__Problem description__
Filter the listing and keep only the lines with the word "React".

__Task material__
────
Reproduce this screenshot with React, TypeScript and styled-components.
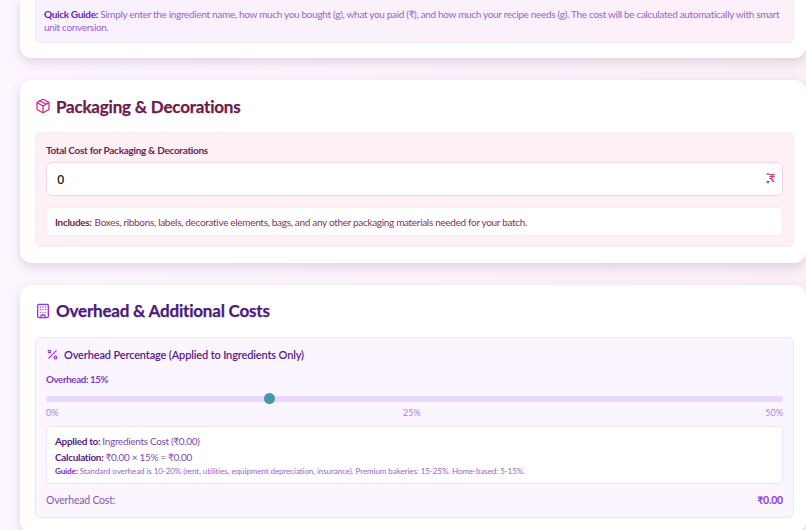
────
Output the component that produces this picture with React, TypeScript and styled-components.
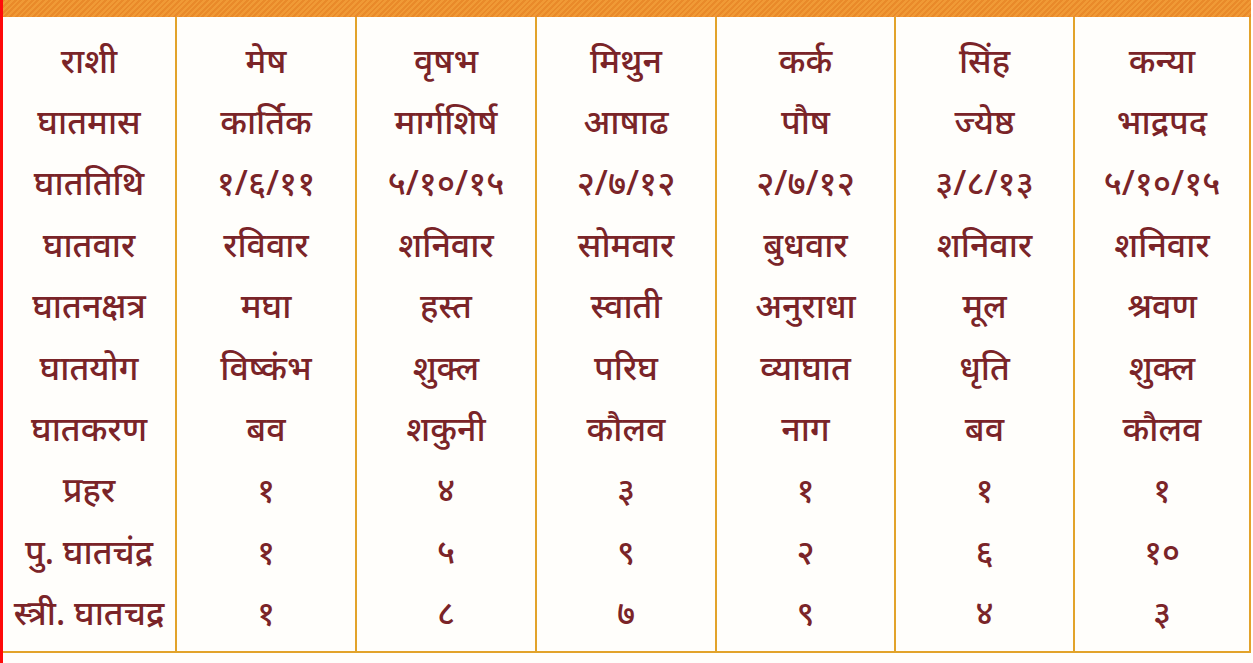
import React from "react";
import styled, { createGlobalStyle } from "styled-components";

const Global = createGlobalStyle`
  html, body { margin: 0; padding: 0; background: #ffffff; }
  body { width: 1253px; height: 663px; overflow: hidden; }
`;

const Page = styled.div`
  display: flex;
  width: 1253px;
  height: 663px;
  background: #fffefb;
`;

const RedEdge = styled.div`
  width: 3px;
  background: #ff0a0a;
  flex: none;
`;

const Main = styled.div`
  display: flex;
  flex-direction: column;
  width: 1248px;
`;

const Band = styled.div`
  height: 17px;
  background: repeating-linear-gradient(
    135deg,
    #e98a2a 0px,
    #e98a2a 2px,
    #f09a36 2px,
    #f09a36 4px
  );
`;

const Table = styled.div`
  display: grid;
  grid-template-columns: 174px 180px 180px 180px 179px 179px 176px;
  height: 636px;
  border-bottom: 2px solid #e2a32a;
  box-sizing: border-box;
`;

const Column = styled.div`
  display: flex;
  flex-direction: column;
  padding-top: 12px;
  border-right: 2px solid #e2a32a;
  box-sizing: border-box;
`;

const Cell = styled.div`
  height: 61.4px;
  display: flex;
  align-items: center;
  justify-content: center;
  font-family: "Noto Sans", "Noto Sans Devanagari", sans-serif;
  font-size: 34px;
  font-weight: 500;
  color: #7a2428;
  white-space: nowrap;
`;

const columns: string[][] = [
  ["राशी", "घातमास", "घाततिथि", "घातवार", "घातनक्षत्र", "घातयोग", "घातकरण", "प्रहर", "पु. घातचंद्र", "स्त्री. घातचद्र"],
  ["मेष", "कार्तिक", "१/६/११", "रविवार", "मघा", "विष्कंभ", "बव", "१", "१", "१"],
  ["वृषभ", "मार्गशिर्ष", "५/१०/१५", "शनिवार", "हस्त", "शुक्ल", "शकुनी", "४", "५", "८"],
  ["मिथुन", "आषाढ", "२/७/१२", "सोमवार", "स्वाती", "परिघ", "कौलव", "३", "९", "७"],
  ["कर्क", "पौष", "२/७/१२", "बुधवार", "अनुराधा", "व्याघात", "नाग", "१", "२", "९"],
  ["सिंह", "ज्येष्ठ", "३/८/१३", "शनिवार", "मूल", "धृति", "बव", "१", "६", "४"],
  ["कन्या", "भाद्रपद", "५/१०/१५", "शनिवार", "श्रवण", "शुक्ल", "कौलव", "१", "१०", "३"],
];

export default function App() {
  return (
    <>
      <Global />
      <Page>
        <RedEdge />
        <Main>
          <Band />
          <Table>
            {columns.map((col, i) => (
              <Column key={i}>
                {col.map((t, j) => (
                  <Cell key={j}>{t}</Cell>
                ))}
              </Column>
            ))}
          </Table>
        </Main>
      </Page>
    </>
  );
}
────
__Answer for the task__
Reproduce this screenshot with React, TypeScript and styled-components.
Output the component that produces this picture with React, TypeScript and styled-components.
import React from "react";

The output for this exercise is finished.